═════ DATASET ROWS ═════

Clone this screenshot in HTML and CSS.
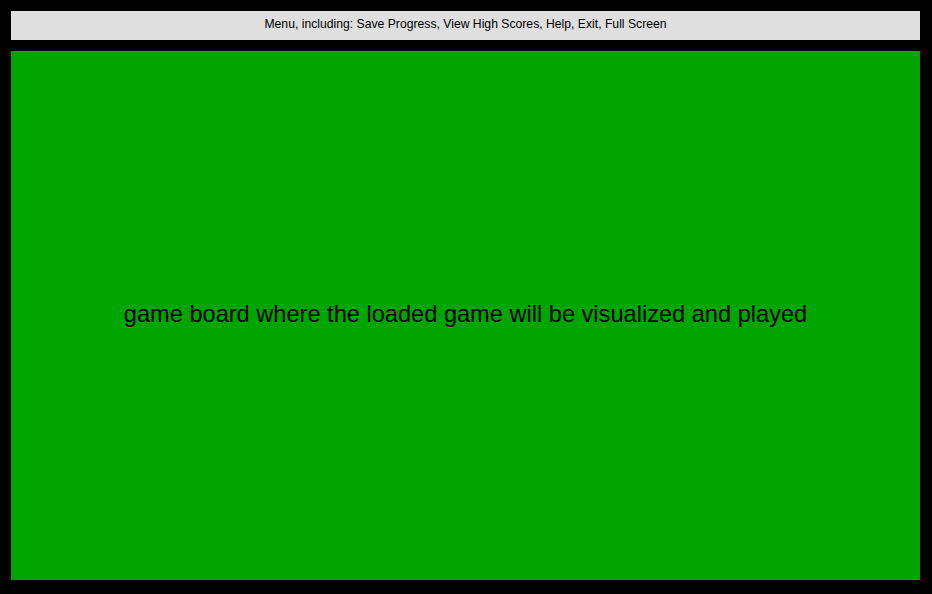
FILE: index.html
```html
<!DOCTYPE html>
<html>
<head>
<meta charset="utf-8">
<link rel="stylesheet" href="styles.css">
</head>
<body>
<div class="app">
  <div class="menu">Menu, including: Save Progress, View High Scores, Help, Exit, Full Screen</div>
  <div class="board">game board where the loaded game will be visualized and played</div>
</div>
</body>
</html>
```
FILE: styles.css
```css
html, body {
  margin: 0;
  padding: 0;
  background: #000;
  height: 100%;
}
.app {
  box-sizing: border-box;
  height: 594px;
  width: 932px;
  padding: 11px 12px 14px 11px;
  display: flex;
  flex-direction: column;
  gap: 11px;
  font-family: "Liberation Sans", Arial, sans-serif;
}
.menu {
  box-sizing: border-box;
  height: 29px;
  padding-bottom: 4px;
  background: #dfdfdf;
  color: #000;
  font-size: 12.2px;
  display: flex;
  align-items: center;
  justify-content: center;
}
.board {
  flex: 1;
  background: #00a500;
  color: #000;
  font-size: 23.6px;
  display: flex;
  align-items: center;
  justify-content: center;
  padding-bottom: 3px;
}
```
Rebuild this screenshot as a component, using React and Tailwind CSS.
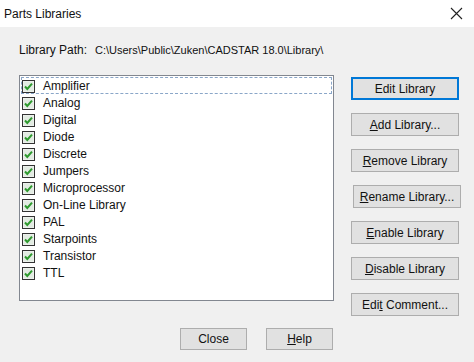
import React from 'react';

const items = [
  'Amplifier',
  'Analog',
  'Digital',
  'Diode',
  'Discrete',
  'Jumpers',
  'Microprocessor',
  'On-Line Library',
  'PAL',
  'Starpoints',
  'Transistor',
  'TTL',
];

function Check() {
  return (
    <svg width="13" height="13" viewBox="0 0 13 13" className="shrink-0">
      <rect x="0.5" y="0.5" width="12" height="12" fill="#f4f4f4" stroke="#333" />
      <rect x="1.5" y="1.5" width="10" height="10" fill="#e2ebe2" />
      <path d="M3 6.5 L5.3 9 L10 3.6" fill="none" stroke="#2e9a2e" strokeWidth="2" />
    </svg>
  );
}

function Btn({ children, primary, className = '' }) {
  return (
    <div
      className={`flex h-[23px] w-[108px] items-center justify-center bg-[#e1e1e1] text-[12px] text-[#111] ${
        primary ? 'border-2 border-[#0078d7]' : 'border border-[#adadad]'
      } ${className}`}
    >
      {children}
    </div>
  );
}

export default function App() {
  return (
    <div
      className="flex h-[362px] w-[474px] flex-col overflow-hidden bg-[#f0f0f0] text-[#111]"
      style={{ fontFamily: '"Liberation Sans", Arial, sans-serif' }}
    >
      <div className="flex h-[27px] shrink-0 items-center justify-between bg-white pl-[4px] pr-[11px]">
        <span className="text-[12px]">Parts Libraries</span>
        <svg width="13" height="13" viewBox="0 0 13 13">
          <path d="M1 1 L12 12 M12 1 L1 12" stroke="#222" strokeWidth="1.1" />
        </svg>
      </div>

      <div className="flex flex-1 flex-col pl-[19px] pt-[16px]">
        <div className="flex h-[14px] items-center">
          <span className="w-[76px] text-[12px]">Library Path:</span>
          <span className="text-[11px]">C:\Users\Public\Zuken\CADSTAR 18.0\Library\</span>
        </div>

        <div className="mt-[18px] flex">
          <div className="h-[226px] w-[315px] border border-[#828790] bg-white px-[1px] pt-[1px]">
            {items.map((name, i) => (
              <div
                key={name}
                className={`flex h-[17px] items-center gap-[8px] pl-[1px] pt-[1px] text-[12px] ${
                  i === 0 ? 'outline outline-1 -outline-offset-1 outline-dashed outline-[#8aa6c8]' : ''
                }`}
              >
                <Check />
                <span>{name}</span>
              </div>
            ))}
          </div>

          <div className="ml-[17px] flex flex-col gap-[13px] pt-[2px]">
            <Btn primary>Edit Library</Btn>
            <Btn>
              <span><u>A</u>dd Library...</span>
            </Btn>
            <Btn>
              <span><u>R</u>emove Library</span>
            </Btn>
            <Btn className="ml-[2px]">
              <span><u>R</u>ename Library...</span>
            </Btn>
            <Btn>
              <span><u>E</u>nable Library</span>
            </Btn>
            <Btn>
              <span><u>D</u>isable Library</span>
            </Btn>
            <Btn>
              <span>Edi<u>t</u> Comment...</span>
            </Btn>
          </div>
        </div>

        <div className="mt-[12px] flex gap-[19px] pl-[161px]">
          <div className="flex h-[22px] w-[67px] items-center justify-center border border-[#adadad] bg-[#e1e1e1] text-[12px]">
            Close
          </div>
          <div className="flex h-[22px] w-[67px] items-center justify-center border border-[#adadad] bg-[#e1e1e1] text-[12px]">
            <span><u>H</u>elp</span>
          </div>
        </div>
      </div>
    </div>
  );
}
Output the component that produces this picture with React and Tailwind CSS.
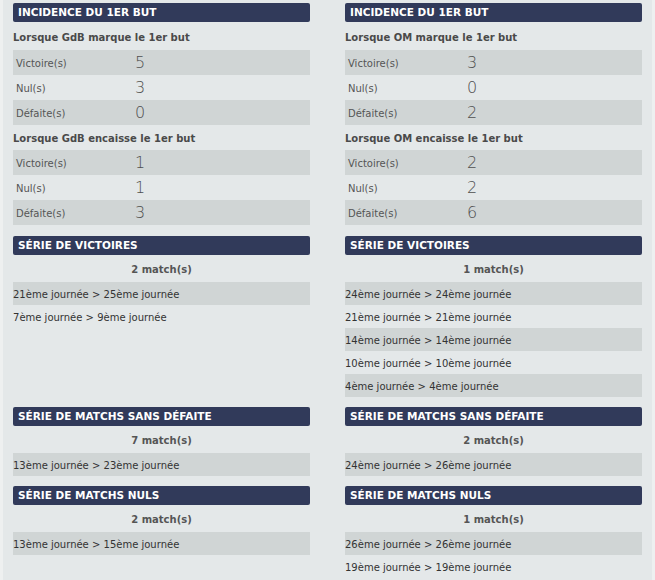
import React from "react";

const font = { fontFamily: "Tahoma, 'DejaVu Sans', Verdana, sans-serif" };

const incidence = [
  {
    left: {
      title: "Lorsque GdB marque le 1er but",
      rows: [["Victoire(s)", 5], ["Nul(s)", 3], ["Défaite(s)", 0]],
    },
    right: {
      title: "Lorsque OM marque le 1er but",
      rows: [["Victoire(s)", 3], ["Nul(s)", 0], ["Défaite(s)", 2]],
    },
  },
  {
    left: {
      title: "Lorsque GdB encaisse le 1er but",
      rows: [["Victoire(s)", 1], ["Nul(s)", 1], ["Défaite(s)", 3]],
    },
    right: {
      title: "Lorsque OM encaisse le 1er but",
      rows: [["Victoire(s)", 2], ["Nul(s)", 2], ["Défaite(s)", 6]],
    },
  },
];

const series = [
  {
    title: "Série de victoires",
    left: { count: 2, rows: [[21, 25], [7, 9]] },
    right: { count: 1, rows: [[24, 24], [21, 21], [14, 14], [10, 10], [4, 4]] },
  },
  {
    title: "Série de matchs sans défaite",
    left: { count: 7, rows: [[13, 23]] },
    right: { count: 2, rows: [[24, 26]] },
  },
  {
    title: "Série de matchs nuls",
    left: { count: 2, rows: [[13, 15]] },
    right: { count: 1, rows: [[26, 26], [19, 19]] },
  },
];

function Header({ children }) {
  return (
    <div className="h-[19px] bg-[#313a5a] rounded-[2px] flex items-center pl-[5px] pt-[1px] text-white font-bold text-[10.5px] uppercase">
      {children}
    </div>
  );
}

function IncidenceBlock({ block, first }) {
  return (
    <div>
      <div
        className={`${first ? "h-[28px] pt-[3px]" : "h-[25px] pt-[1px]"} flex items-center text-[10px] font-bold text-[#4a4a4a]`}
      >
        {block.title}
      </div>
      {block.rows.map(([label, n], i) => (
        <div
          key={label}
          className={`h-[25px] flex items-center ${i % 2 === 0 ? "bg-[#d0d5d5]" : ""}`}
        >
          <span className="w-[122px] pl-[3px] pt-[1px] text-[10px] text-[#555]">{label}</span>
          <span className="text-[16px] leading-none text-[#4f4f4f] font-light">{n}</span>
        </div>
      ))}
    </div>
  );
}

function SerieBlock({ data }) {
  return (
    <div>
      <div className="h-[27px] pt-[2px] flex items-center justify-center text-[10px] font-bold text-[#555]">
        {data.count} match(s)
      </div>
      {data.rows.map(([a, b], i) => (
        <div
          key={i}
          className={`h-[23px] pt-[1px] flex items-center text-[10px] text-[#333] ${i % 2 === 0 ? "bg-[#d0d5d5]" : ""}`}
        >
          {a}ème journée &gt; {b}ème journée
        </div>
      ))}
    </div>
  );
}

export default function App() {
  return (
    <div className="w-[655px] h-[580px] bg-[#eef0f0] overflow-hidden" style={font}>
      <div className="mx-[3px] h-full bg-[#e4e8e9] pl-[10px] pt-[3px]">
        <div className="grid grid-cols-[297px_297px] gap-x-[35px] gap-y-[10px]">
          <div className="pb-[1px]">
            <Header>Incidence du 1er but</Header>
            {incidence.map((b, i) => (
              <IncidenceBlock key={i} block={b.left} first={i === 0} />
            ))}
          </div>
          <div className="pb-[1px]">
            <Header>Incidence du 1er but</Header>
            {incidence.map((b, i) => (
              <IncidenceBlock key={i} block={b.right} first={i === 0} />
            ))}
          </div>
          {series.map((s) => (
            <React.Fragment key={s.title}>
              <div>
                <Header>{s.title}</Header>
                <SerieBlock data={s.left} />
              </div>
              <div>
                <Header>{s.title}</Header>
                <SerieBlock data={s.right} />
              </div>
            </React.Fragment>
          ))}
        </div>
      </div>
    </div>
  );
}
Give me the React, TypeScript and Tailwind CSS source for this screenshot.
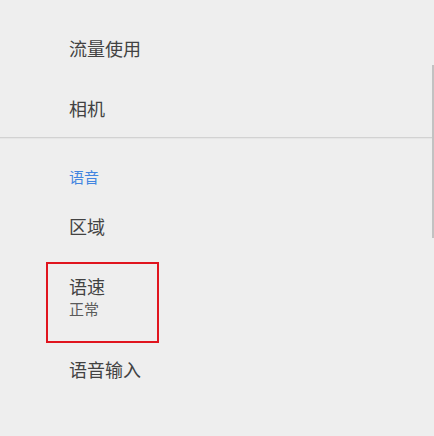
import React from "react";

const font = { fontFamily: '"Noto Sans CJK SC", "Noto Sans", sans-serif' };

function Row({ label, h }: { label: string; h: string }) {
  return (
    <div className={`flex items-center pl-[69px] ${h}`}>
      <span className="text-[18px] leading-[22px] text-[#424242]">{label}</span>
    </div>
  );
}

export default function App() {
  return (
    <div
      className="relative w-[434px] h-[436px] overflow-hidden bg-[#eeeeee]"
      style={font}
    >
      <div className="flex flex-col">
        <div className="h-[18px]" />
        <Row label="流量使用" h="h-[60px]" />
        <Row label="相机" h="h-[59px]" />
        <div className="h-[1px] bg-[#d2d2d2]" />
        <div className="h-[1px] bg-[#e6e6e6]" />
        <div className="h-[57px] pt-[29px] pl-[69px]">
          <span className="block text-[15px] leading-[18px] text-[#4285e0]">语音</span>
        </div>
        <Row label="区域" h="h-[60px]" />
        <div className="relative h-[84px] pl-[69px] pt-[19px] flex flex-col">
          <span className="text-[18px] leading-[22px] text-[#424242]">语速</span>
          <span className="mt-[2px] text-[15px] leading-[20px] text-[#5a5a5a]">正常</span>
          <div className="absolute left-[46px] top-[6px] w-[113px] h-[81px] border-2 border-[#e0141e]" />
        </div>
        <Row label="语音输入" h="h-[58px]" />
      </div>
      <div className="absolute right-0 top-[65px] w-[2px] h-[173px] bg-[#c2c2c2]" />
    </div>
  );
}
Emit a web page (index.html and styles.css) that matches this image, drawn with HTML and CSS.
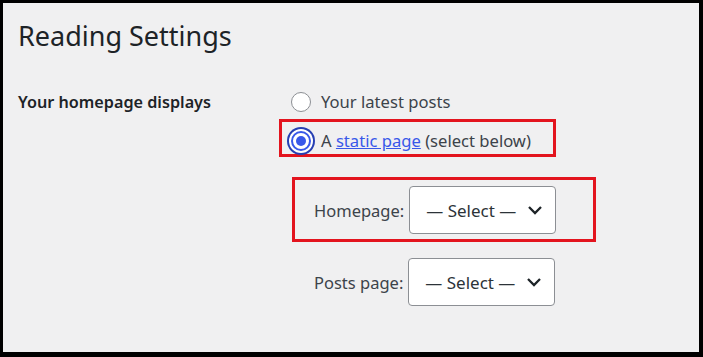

═════

▸ BRIEF
Check each line of the data above for the string "this", then report how many lines have it, with no other words.

▸ WRITTEN SOLUTION
5